> [Material provided]:
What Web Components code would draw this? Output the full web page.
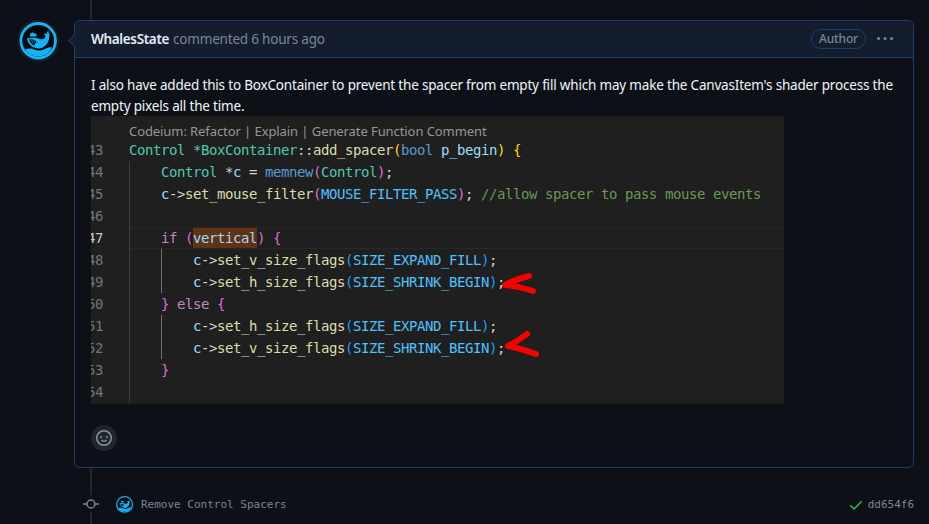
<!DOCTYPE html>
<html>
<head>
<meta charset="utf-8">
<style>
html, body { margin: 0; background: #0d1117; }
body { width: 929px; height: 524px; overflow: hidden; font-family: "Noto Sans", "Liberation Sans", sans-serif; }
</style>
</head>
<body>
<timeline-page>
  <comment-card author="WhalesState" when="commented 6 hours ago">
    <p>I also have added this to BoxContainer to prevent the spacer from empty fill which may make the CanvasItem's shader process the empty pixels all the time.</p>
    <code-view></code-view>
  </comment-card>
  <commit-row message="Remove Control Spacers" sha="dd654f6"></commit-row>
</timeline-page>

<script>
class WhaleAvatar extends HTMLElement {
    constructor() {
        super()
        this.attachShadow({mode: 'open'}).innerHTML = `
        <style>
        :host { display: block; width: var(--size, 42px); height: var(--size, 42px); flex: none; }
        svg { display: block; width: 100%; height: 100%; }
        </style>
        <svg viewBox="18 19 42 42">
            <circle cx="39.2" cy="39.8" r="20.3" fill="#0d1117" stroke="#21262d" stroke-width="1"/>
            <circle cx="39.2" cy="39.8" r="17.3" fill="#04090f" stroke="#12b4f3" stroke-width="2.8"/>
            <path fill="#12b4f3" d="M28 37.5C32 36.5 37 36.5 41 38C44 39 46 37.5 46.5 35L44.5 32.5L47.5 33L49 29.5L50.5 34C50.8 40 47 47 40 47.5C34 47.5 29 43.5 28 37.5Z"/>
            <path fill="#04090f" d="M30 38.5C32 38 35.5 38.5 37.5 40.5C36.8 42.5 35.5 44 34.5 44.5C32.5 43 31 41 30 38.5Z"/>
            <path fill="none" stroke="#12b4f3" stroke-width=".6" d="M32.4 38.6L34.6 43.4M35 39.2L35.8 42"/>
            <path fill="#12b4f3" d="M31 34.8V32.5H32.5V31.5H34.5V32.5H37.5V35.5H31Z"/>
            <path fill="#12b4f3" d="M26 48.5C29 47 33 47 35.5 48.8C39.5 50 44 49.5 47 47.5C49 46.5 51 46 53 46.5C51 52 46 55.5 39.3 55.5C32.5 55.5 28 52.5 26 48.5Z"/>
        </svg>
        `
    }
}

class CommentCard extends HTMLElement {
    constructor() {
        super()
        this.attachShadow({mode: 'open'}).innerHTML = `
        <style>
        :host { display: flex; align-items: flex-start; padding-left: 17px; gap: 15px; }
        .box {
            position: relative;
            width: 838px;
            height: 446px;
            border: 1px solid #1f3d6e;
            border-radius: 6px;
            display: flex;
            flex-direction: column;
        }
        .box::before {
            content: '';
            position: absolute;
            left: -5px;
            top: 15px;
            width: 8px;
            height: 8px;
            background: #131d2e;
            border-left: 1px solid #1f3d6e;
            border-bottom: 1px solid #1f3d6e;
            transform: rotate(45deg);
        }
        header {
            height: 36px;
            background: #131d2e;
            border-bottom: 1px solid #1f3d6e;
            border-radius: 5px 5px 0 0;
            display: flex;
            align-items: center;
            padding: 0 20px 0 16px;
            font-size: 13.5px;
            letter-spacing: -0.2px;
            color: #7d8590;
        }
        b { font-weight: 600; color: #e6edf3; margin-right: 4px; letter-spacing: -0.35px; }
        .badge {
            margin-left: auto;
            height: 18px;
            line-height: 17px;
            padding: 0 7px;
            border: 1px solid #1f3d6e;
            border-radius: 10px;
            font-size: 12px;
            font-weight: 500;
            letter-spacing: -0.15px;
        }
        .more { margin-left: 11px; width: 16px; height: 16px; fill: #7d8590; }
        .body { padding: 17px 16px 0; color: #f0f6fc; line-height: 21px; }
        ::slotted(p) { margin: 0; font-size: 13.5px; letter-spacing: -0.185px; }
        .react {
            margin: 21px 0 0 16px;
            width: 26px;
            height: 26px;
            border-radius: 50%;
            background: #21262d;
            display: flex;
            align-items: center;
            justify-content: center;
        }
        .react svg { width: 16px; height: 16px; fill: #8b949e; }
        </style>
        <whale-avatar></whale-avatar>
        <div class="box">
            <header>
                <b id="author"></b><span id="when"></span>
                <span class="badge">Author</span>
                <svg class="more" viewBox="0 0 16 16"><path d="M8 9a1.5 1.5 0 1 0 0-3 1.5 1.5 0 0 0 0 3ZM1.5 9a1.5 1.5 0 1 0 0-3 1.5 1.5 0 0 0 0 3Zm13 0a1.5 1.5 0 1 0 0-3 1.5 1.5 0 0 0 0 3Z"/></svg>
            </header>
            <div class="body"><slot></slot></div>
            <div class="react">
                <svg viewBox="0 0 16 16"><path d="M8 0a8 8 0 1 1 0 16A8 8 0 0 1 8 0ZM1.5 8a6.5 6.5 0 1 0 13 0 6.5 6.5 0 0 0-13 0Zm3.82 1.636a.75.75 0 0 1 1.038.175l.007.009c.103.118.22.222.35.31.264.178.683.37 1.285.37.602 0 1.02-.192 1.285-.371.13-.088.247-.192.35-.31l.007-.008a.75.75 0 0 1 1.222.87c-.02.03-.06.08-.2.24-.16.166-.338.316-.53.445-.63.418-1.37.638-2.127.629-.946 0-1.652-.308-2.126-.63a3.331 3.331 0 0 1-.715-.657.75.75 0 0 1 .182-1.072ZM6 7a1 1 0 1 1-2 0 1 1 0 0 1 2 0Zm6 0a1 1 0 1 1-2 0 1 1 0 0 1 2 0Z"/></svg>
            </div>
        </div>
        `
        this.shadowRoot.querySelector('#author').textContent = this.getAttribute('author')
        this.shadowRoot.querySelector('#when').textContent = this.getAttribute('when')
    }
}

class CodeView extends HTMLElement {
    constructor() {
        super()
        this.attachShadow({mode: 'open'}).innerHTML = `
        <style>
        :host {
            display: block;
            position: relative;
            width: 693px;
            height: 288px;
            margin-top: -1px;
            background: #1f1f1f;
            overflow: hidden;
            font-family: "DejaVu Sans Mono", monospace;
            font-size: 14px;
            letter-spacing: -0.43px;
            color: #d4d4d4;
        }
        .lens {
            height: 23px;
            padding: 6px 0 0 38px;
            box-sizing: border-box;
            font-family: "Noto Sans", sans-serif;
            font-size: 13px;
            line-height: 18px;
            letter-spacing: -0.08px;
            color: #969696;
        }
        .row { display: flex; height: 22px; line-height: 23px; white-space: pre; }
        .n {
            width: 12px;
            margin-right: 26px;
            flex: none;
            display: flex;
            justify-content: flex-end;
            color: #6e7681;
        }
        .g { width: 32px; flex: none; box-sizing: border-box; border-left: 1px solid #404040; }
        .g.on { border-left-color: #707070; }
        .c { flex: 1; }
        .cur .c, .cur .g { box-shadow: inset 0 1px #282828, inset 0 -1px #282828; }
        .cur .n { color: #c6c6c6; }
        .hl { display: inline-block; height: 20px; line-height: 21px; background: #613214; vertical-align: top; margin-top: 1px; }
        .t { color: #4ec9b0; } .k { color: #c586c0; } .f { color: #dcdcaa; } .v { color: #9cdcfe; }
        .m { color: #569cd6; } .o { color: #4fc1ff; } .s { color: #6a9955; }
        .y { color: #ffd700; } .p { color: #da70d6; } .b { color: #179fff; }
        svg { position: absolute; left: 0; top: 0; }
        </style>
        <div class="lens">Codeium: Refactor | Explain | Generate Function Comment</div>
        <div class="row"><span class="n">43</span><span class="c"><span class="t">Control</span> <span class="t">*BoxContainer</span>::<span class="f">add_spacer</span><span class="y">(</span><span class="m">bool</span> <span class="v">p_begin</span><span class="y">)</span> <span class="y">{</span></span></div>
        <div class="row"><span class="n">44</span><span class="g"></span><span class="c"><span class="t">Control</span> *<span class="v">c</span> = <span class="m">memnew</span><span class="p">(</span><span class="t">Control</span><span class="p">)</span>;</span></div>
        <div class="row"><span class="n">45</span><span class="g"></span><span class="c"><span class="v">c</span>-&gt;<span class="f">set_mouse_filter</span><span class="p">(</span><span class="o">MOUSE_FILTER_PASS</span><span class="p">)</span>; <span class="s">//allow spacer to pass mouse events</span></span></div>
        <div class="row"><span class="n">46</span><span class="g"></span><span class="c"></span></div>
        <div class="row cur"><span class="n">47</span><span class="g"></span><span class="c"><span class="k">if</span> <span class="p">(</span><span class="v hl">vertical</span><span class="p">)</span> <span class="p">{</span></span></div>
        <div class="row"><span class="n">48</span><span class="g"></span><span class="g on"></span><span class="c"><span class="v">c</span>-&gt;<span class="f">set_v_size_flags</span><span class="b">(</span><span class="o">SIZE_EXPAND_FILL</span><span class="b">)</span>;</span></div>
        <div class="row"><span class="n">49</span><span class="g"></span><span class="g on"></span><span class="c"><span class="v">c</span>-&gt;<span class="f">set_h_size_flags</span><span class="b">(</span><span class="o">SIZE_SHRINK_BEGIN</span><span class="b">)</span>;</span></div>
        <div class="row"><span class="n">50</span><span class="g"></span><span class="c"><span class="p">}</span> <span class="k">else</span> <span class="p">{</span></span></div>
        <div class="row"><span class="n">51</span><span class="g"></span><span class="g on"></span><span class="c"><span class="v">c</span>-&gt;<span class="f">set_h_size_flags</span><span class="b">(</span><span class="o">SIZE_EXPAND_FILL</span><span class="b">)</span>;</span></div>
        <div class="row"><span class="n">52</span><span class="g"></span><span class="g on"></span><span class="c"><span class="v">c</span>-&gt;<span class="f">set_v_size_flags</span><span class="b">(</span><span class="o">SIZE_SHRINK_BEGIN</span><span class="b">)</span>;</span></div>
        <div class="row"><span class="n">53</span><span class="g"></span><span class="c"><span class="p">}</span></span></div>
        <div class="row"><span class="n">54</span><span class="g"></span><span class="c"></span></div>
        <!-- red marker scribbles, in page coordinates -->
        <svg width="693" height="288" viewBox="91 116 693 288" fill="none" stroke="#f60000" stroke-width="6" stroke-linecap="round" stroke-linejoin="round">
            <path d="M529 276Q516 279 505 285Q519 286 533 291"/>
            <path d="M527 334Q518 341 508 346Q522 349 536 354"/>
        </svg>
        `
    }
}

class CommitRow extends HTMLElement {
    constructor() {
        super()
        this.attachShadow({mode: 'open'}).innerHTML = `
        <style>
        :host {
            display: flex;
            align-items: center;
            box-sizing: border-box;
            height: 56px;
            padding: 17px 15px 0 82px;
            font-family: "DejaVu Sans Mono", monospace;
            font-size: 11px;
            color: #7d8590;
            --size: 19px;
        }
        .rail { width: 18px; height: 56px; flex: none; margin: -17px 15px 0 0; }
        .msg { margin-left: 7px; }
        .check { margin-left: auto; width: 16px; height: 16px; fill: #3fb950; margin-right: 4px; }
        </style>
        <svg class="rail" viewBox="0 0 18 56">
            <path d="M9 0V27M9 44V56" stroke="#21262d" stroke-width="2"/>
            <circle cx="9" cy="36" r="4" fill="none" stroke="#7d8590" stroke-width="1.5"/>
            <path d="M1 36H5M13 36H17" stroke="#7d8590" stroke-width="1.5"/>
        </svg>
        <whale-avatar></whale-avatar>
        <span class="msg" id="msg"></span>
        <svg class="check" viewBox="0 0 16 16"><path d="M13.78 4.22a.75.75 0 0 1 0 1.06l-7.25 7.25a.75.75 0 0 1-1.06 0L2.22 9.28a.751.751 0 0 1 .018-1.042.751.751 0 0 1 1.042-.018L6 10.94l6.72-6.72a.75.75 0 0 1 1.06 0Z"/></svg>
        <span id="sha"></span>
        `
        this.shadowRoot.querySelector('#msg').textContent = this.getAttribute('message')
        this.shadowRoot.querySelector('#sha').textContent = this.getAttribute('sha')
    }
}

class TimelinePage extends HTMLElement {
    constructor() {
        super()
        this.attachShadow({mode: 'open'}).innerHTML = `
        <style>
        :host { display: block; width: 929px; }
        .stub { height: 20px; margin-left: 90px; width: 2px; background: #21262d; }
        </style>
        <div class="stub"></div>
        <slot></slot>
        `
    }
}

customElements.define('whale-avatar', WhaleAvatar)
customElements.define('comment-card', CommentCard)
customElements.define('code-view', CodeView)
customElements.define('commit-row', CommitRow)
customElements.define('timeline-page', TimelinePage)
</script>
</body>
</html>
--
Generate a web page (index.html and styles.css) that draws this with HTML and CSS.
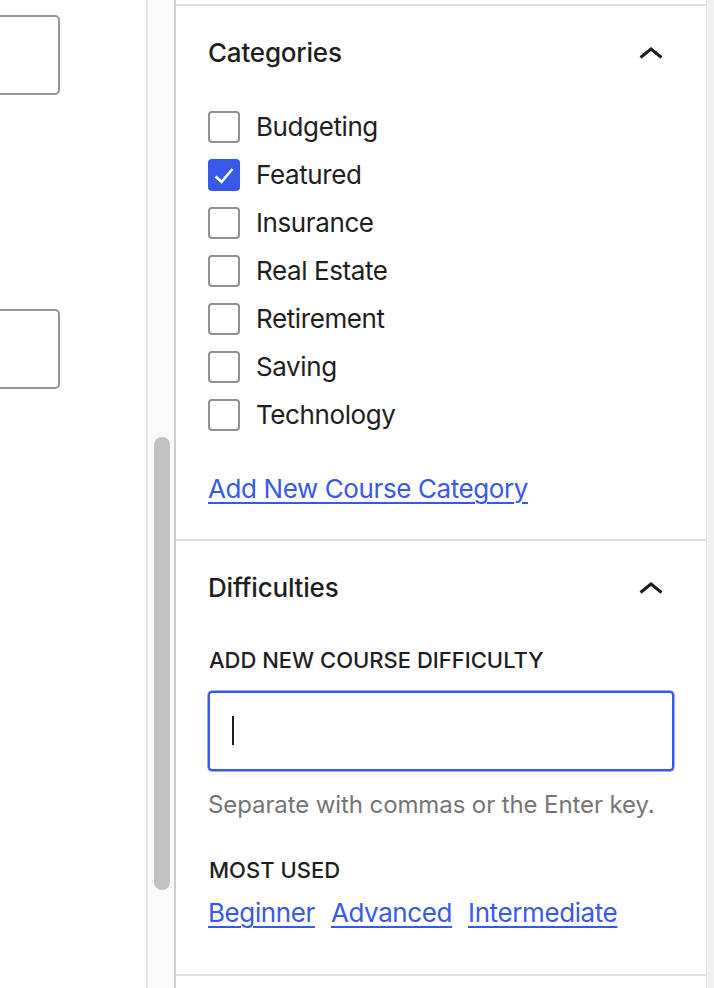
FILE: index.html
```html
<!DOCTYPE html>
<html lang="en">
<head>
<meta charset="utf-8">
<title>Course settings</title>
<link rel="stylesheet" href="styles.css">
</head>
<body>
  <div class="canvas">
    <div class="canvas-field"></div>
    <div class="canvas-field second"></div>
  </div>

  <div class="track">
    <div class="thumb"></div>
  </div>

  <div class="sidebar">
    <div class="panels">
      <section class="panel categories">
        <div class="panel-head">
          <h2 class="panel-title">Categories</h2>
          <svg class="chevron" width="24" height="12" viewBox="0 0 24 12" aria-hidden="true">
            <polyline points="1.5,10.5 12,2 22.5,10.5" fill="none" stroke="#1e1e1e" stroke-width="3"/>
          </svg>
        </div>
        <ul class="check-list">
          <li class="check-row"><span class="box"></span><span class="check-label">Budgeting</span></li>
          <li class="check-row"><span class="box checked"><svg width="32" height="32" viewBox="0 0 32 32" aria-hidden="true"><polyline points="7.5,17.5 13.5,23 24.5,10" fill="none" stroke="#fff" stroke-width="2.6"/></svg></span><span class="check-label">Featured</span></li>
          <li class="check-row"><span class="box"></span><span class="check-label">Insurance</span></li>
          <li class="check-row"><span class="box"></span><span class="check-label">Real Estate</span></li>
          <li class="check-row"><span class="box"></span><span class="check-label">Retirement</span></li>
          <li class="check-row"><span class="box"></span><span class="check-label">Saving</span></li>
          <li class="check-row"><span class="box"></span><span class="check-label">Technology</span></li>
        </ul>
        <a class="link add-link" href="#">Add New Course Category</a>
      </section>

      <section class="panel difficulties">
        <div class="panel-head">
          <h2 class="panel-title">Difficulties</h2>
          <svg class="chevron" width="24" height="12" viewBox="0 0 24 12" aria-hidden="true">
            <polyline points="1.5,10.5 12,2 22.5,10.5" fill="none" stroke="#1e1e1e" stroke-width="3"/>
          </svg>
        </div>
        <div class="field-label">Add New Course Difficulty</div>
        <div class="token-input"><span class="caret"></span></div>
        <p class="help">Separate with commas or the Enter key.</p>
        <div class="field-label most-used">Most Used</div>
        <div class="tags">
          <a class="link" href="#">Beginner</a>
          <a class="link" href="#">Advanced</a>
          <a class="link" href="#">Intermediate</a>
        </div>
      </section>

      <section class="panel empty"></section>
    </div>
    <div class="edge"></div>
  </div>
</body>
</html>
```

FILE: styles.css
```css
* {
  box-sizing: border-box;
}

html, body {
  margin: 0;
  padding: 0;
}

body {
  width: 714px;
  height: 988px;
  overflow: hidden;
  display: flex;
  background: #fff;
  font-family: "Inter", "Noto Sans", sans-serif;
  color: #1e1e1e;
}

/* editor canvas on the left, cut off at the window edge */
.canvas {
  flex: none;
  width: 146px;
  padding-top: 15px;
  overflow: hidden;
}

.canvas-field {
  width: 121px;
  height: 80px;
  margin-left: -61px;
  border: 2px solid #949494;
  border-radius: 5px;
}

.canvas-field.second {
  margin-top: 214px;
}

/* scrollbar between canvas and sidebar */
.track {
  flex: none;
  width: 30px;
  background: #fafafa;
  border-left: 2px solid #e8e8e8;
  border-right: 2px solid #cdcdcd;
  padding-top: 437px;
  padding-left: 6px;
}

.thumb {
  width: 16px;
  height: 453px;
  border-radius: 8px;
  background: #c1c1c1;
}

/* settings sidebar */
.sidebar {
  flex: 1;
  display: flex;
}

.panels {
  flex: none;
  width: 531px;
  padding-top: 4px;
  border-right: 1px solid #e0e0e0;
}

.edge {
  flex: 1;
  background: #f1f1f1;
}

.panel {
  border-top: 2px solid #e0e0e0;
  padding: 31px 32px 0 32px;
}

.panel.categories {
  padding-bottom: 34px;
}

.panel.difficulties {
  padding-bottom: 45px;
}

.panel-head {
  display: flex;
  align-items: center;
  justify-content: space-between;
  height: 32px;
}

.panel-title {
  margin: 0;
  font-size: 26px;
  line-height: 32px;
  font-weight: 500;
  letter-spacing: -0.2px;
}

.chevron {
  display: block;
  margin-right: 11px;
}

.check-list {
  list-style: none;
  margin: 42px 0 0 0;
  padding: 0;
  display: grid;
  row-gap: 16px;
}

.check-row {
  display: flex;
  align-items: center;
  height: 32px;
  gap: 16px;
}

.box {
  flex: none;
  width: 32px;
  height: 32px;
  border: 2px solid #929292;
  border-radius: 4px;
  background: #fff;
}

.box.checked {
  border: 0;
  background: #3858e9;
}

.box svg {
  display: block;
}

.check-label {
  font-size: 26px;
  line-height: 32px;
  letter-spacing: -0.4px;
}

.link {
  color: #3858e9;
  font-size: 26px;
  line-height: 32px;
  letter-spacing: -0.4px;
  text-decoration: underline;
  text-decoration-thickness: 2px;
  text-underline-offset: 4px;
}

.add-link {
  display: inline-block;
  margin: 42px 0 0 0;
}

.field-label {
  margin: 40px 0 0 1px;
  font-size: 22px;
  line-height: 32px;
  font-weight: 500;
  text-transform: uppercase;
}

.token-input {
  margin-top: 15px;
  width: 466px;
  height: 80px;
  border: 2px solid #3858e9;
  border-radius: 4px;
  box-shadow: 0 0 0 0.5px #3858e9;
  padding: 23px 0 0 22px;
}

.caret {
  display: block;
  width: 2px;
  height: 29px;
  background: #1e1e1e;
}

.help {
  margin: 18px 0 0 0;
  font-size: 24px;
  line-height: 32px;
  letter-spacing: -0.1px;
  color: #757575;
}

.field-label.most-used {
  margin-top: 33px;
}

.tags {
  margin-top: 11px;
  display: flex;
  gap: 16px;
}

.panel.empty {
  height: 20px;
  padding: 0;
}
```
...
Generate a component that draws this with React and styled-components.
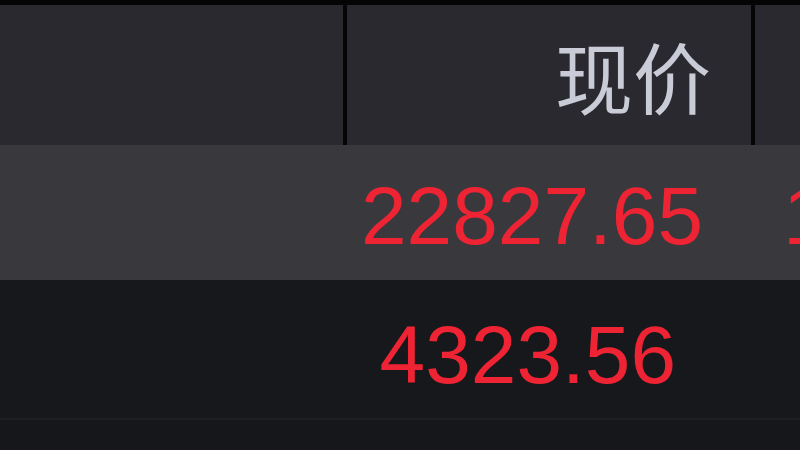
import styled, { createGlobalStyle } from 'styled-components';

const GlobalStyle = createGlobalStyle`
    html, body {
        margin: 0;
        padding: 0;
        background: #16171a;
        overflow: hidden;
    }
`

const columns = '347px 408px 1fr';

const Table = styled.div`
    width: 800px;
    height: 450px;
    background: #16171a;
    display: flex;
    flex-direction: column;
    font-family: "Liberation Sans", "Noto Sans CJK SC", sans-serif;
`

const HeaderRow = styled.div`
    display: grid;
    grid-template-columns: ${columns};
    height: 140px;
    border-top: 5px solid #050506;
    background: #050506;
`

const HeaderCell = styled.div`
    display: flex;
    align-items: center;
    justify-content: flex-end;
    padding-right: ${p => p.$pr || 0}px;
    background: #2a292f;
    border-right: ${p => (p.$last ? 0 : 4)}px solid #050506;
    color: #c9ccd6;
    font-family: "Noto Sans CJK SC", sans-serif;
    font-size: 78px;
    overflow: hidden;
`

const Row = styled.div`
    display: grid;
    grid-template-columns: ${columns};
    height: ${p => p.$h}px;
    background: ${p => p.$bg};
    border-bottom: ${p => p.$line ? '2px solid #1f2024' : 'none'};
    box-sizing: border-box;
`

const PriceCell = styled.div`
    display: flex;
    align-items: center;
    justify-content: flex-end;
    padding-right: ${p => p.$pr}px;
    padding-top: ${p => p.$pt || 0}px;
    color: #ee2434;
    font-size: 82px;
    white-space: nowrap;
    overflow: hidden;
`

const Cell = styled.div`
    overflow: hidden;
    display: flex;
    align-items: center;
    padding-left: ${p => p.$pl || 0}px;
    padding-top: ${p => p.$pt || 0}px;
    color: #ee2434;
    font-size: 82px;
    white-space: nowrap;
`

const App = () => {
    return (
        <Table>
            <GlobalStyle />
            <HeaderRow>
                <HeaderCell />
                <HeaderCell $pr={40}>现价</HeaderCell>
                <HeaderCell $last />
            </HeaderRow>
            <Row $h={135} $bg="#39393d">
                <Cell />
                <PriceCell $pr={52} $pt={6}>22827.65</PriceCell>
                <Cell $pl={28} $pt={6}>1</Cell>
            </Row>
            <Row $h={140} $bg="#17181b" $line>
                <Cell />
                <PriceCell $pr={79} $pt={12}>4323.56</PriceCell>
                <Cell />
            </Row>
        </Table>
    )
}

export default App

> [Stated problem]:
Using the entries above, reproduce word for word only the lines from the one that contains "What Web Components" to the one that contains "</timeline-page>", both ends included, and drop every picture.

> [Answer to the problem]:
What Web Components code would draw this? Output the full web page.
<!DOCTYPE html>
<html>
<head>
<meta charset="utf-8">
<style>
html, body { margin: 0; background: #0d1117; }
body { width: 929px; height: 524px; overflow: hidden; font-family: "Noto Sans", "Liberation Sans", sans-serif; }
</style>
</head>
<body>
<timeline-page>
  <comment-card author="WhalesState" when="commented 6 hours ago">
    <p>I also have added this to BoxContainer to prevent the spacer from empty fill which may make the CanvasItem's shader process the empty pixels all the time.</p>
    <code-view></code-view>
  </comment-card>
  <commit-row message="Remove Control Spacers" sha="dd654f6"></commit-row>
</timeline-page>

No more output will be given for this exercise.